Silicified wood, chiefly of pines but with some oak and poplar, is abundant in the Galisteo Formation. Large logs, up to 6 feet in diameter and 135 feet long, have been found. In the great swamps of the Raton Basin, where the climate was much like that of Georgia today, tall reeds, water lilies, fig trees, palm trees, magnolias, and sycamores grew in profusion, and contributed to the thick coal beds now mined there.
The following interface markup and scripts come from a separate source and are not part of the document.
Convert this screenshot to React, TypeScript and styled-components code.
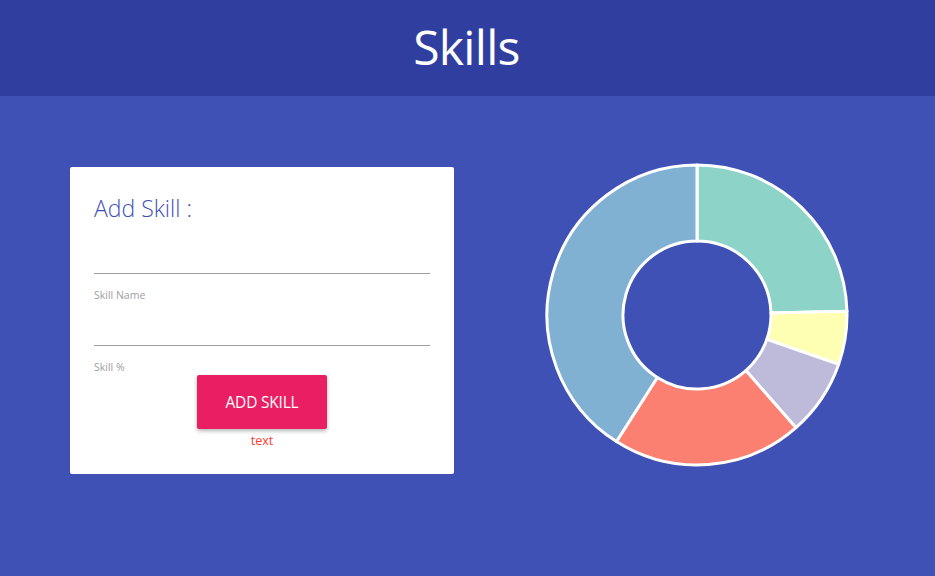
import React from "react";
import styled, { createGlobalStyle } from "styled-components";

const GlobalStyle = createGlobalStyle`
  html, body { margin: 0; padding: 0; }
  body {
    background: #3f51b5;
    font-family: "Open Sans", "Noto Sans", sans-serif;
    width: 935px;
    height: 576px;
    overflow: hidden;
  }
`;

const Header = styled.header`
  height: 96px;
  background: #303f9f;
  display: flex;
  align-items: center;
  justify-content: center;
`;

const HeaderTitle = styled.h1`
  margin: 0;
  color: #fff;
  font-weight: 400;
  font-size: 48px;
  line-height: 96px;
  letter-spacing: -0.7px;
  position: relative;
  top: -1px;
  left: -1px;
`;

const Main = styled.main`
  display: flex;
  align-items: flex-start;
  padding: 71px 0 0 70px;
`;

const Card = styled.section`
  width: 384px;
  height: 307px;
  box-sizing: border-box;
  background: #fff;
  border-radius: 2px;
  padding: 26px 24px 0 24px;
  display: flex;
  flex-direction: column;
`;

const CardTitle = styled.h2`
  margin: 0;
  font-weight: 300;
  font-size: 23px;
  line-height: 30px;
  color: #3f51b5;
`;

const Field = styled.div<{ $gap: number }>`
  display: flex;
  flex-direction: column;
  margin-top: ${(p) => p.$gap}px;
`;

const Input = styled.input`
  border: none;
  border-bottom: 1px solid #9e9e9e;
  outline: none;
  height: 30px;
  padding: 0;
  width: 336px;
  background: transparent;
  font-family: inherit;
  font-size: 14px;
`;

const Label = styled.label`
  margin-top: 14px;
  font-size: 10.5px;
  line-height: 14px;
  color: #9e9e9e;
`;

const Actions = styled.div`
  display: flex;
  flex-direction: column;
  align-items: center;
  margin-top: 1px;
`;

const Button = styled.button`
  width: 130px;
  height: 54px;
  border: none;
  border-radius: 2px;
  background: #e91e63;
  color: #fff;
  font-family: inherit;
  font-size: 15.5px;
  letter-spacing: -0.2px;
  box-shadow: 0 2px 4px rgba(0, 0, 0, 0.3);
  cursor: pointer;
`;

const ErrorText = styled.span`
  margin-top: 3px;
  color: #ff3b30;
  font-size: 12.5px;
  line-height: 18px;
`;

const ChartWrap = styled.div`
  margin-left: 91px;
  margin-top: -4px;
  width: 304px;
  height: 304px;
`;

const data = [
  { value: 30, color: "#8dd3c7" },
  { value: 7, color: "#ffffb3" },
  { value: 10, color: "#bebada" },
  { value: 25, color: "#fb8072" },
  { value: 50, color: "#80b1d3" },
];

function Doughnut() {
  const cx = 152;
  const cy = 152;
  const R = 150;
  const r = 74;
  const total = data.reduce((s, d) => s + d.value, 0);
  let acc = 0;
  const pt = (rad: number, a: number) => [
    cx + rad * Math.sin(a),
    cy - rad * Math.cos(a),
  ];
  return (
    <svg width={304} height={304} viewBox="0 0 304 304">
      {data.map((d, i) => {
        const a0 = (acc / total) * Math.PI * 2;
        acc += d.value;
        const a1 = (acc / total) * Math.PI * 2;
        const large = a1 - a0 > Math.PI ? 1 : 0;
        const [x0, y0] = pt(R, a0);
        const [x1, y1] = pt(R, a1);
        const [x2, y2] = pt(r, a1);
        const [x3, y3] = pt(r, a0);
        const path = `M${x0} ${y0} A${R} ${R} 0 ${large} 1 ${x1} ${y1} L${x2} ${y2} A${r} ${r} 0 ${large} 0 ${x3} ${y3} Z`;
        return (
          <path
            key={i}
            d={path}
            fill={d.color}
            stroke="#fff"
            strokeWidth={3}
            strokeLinejoin="round"
          />
        );
      })}
    </svg>
  );
}

export default function App() {
  return (
    <>
      <GlobalStyle />
      <Header>
        <HeaderTitle>Skills</HeaderTitle>
      </Header>
      <Main>
        <Card>
          <CardTitle>Add Skill :</CardTitle>
          <Field $gap={20}>
            <Input id="skill-name" />
            <Label htmlFor="skill-name">Skill Name</Label>
          </Field>
          <Field $gap={13}>
            <Input id="skill-pct" />
            <Label htmlFor="skill-pct">Skill %</Label>
          </Field>
          <Actions>
            <Button>ADD SKILL</Button>
            <ErrorText>text</ErrorText>
          </Actions>
        </Card>
        <ChartWrap>
          <Doughnut />
        </ChartWrap>
      </Main>
    </>
  );
}
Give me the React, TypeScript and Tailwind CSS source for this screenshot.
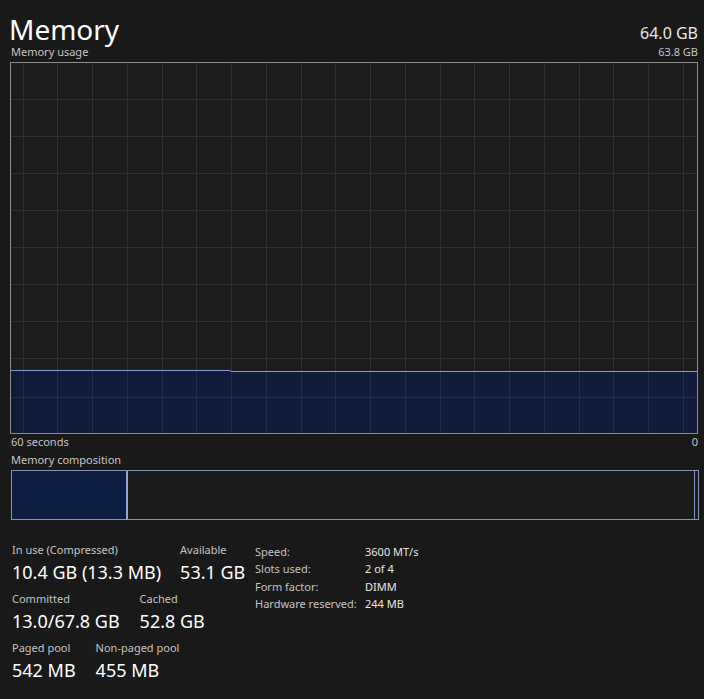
import React from "react";

const W = 686;
const H = 370;

function UsageChart() {
  const cols: number[] = [];
  for (let x = 12.5; x < W; x += 34.75) cols.push(Math.round(x) + 0.5);
  const rows: number[] = [];
  for (let i = 1; i < 10; i++) rows.push(Math.round((H / 10) * i) + 0.5);
  return (
    <svg width={W + 2} height={H + 2} className="block">
      <rect x="0.5" y="0.5" width={W + 1} height={H + 1} fill="#1c1c1c" stroke="#8c8c8c" />
      {cols.map((x) => (
        <line key={"c" + x} x1={x} y1={1} x2={x} y2={H + 1} stroke="#303030" />
      ))}
      {rows.map((y) => (
        <line key={"r" + y} x1={1} y1={y} x2={W + 1} y2={y} stroke="#303030" />
      ))}
      <path d={`M1 308.5 L219 308.5 L222 309.5 L${W + 1} 309.5 L${W + 1} ${H + 1} L1 ${H + 1} Z`} fill="#0e1b3c" fillOpacity="0.92" />
      {cols.map((x) => (
        <line key={"d" + x} x1={x} y1={310} x2={x} y2={H + 1} stroke="#1f2d4f" />
      ))}
      <line x1={1} y1={335.5} x2={W + 1} y2={335.5} stroke="#1f2d4f" />
      <path d={`M1 308.5 L219 308.5 L222 309.5 L${W + 1} 309.5`} fill="none" stroke="#7f9fd6" />
      <rect x="0.5" y="0.5" width={W + 1} height={H + 1} fill="none" stroke="#8c8c8c" />
    </svg>
  );
}

function Stat({ label, value }: { label: string; value: string }) {
  return (
    <div className="flex flex-col">
      <span className="text-[11px] leading-[14px] text-[#c4c4c4]">{label}</span>
      <span className="mt-[3px] text-[18px] leading-[24px] text-white">{value}</span>
    </div>
  );
}

export default function App() {
  const specs = [
    ["Speed:", "3600 MT/s"],
    ["Slots used:", "2 of 4"],
    ["Form factor:", "DIMM"],
    ["Hardware reserved:", "244 MB"],
  ];
  return (
    <div
      className="h-[699px] w-[704px] overflow-hidden bg-[#191919] text-white"
      style={{ fontFamily: '"Noto Sans", "Open Sans", sans-serif' }}
    >
      <div className="flex items-end justify-between pl-[9px] pr-[6px] pt-[14px]">
        <h1 className="text-[28px] leading-[30px] font-normal">Memory</h1>
        <span className="mb-[1px] text-[16px] leading-[20px] text-[#e6e6e6]">64.0 GB</span>
      </div>
      <div className="mt-[1px] flex justify-between pl-[11px] pr-[6px] text-[11px] leading-[14px] text-[#c4c4c4]">
        <span>Memory usage</span>
        <span>63.8 GB</span>
      </div>
      <div className="ml-[10px] mt-[3px]">
        <UsageChart />
      </div>
      <div className="flex justify-between pl-[11px] pr-[6px] pt-[1px] text-[11px] leading-[14px] text-[#c4c4c4]">
        <span>60 seconds</span>
        <span>0</span>
      </div>
      <div className="pl-[11px] pt-[4px] text-[11px] leading-[14px] text-[#c4c4c4]">Memory composition</div>
      <div className="ml-[11px] mt-[3px] flex h-[50px] w-[688px] border border-[#8593b8] bg-[#1a1a1a]">
        <div className="w-[114px] bg-[#0f1d42]" />
        <div className="w-[2px] bg-[#8fa6d8]" />
        <div className="flex-1 border-r border-[#8593b8]" />
        <div className="w-[3px]" />
      </div>
      <div className="flex pl-[12px] pt-[23px]">
        <div className="flex w-[243px] flex-col gap-[8px]">
          <div className="flex gap-[19px]">
            <Stat label="In use (Compressed)" value="10.4 GB (13.3 MB)" />
            <Stat label="Available" value="53.1 GB" />
          </div>
          <div className="flex gap-[20px]">
            <Stat label="Committed" value="13.0/67.8 GB" />
            <Stat label="Cached" value="52.8 GB" />
          </div>
          <div className="flex gap-[20px]">
            <Stat label="Paged pool" value="542 MB" />
            <Stat label="Non-paged pool" value="455 MB" />
          </div>
        </div>
        <div className="flex flex-col text-[11px] leading-[17.4px]">
          {specs.map(([k, v]) => (
            <div key={k} className="flex">
              <span className="w-[110px] text-[#c4c4c4]">{k}</span>
              <span className="text-[#e6e6e6]">{v}</span>
            </div>
          ))}
        </div>
      </div>
    </div>
  );
}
The early ages of the Cenozoic saw the spectacular rise of the mammals to dominance over reptiles on land; numerous remains of the early mammals are found in the Nacimiento and San Jose formations, including the famous Puerco and Torrejon faunas—as well as many clams, snails, fish, turtles, crocodiles, snakes, and birds.